• _Data supplied_:
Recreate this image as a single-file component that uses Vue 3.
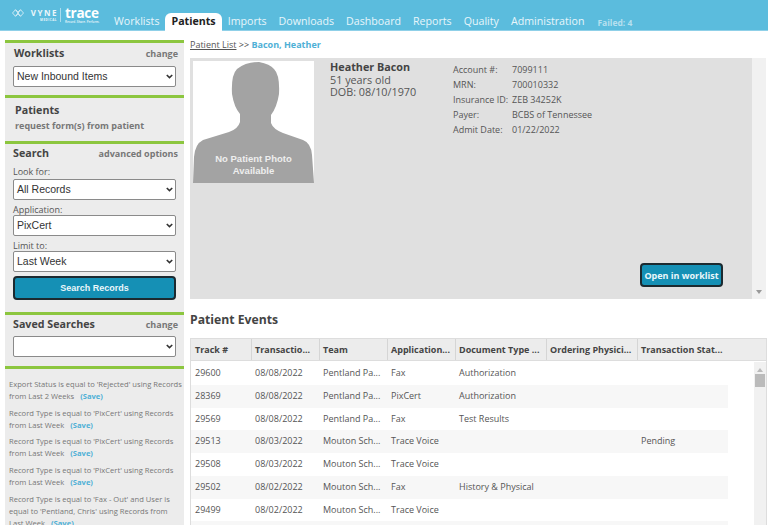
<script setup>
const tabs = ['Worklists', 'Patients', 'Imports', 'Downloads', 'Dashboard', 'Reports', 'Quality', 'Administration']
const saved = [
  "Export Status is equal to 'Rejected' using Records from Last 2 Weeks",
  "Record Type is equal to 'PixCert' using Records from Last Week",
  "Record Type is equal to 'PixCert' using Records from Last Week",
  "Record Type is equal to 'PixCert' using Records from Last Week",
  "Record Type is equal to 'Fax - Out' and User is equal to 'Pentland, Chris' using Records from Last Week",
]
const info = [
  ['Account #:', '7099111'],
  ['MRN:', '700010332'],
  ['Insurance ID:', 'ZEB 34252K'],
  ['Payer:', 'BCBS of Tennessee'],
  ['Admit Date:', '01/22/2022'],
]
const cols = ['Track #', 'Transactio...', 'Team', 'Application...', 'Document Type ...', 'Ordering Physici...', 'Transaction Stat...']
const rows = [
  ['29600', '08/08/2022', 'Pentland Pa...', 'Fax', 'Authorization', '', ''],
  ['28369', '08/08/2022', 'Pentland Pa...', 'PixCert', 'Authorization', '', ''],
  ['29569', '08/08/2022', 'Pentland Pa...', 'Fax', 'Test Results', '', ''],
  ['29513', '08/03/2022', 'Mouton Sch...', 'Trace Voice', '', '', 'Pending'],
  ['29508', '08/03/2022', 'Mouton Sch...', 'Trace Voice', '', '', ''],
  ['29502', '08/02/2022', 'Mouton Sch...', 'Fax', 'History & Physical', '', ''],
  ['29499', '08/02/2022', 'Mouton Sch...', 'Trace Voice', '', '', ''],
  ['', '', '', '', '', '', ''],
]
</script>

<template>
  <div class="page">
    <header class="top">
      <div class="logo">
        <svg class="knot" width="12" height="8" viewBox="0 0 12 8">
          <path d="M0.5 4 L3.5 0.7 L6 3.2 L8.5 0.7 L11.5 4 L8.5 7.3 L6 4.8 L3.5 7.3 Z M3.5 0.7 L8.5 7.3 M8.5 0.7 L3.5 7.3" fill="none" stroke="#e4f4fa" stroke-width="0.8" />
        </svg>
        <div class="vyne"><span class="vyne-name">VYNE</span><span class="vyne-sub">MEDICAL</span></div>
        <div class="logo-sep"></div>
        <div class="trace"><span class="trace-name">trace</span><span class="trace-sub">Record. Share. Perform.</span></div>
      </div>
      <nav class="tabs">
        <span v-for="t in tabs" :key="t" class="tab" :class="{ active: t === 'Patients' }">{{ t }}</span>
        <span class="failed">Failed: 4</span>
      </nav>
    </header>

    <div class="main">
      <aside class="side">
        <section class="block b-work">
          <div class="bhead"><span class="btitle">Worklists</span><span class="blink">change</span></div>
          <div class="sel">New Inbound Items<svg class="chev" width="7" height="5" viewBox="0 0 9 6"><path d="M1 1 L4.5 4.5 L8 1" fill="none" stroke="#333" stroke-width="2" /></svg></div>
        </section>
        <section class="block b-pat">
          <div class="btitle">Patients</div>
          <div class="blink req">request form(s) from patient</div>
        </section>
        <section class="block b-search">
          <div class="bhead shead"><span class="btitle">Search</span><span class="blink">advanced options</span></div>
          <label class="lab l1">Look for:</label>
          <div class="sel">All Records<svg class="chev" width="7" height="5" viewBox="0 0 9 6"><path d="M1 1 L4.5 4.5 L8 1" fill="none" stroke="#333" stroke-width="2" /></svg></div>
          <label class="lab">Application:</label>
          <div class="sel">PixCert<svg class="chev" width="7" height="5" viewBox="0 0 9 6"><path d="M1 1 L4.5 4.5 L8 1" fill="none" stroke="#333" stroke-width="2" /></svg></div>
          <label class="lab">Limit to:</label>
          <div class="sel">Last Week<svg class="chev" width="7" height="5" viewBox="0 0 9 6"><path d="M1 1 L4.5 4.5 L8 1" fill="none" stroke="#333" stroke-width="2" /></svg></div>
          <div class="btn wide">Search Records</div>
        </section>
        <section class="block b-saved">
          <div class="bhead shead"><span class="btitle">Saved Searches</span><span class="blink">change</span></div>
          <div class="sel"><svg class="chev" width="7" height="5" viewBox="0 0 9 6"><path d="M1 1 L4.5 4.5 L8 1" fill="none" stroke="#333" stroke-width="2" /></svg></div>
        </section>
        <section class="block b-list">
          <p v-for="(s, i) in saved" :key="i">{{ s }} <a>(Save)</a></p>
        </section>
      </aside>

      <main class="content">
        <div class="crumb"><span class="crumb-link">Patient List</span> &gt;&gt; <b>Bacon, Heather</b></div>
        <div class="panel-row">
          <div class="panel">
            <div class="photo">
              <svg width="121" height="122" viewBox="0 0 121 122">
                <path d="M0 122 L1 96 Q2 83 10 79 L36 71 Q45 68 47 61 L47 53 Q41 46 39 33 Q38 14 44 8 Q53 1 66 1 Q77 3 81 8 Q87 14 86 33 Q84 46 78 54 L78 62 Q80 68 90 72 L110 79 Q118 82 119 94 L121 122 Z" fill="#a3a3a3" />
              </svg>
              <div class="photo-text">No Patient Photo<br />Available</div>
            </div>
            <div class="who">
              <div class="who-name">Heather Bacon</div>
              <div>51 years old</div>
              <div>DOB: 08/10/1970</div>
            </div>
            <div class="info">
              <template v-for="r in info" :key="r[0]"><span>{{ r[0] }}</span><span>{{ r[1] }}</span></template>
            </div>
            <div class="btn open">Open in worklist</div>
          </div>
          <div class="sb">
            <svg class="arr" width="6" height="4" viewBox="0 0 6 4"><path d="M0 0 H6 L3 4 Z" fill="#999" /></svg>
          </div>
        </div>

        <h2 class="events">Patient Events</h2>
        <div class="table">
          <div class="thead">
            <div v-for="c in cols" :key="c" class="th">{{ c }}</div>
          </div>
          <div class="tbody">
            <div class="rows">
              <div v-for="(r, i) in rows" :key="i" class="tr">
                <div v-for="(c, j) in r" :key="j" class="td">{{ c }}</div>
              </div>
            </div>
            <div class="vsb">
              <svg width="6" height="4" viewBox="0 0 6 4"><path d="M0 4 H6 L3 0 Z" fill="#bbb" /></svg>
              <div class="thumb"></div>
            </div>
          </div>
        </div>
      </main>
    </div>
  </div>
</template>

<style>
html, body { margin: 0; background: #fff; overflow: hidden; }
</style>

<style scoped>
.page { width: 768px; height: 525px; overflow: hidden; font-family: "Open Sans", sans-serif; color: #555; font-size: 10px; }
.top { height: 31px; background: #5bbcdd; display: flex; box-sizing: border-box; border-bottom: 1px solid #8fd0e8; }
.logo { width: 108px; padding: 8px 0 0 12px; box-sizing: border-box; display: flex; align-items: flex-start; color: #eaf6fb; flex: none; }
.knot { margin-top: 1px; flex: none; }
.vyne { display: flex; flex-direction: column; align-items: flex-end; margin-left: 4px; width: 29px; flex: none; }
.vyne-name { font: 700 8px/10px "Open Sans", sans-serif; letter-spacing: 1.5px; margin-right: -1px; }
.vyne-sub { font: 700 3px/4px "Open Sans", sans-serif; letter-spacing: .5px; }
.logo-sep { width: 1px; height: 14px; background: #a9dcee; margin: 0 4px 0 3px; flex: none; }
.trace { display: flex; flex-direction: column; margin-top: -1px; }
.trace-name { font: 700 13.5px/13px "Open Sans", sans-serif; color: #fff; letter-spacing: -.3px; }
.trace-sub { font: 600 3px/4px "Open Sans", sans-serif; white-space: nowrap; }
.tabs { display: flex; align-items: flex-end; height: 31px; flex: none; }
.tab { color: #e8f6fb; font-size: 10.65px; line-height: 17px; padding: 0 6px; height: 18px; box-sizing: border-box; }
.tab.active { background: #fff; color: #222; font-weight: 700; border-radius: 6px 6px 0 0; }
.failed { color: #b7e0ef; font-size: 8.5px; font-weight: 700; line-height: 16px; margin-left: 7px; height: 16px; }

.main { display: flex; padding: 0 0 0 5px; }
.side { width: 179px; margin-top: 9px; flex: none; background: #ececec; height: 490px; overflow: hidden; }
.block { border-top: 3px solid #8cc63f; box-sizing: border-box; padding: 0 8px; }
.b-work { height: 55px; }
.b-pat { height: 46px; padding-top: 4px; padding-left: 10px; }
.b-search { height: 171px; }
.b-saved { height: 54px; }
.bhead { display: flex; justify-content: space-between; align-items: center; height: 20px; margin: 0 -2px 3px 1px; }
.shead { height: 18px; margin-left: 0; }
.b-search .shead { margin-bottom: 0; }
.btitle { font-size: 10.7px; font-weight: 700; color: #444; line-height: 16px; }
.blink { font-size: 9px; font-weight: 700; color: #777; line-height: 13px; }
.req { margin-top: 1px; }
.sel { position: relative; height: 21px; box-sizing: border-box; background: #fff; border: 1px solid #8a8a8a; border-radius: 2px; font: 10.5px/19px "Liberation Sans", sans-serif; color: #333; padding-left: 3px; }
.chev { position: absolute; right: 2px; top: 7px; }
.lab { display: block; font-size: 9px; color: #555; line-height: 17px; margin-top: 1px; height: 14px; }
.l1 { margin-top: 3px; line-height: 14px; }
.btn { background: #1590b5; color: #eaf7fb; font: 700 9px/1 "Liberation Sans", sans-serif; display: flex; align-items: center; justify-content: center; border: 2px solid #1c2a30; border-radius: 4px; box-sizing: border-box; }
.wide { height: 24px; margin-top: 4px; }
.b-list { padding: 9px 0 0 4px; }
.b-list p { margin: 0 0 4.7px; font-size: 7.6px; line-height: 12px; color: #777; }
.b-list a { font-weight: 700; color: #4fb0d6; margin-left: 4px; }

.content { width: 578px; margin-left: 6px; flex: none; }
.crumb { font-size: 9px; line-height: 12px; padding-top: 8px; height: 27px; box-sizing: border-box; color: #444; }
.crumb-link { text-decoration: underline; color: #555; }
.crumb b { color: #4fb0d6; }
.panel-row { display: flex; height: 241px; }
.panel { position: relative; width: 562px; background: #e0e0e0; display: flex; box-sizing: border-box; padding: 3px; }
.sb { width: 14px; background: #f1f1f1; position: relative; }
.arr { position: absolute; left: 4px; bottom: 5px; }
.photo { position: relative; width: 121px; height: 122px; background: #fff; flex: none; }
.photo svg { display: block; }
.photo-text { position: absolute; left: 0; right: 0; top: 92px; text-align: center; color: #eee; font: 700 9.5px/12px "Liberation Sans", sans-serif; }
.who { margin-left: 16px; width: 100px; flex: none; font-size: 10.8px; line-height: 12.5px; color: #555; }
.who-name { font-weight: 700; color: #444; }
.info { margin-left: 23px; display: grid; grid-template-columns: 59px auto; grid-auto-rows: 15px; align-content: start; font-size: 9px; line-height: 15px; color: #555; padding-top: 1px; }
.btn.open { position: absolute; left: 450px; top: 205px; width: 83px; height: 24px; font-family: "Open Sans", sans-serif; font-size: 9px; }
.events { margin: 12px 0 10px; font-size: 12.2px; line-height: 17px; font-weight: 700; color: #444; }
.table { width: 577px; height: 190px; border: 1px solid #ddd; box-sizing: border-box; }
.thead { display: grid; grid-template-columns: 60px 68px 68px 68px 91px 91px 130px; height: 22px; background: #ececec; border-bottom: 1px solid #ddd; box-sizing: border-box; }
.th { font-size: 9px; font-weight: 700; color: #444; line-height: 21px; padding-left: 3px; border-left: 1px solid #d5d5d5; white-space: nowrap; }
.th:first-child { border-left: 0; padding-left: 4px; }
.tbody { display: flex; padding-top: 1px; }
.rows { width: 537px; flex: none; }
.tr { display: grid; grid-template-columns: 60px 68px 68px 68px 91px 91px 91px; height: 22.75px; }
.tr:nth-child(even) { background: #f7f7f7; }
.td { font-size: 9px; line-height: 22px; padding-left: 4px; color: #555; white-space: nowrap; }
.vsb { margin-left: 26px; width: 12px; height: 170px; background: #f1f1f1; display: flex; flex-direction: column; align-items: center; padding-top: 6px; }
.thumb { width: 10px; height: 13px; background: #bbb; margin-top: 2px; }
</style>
...
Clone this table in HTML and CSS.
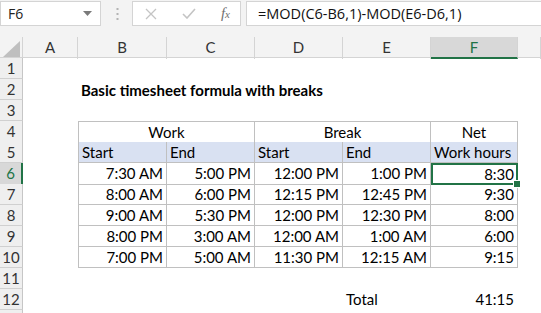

• _Your task_: Search the data for "table". Copy every matching line.

• _Response to the task_:
        <div class="table">
.table { width: 577px; height: 190px; border: 1px solid #ddd; box-sizing: border-box; }
Clone this table in HTML and CSS.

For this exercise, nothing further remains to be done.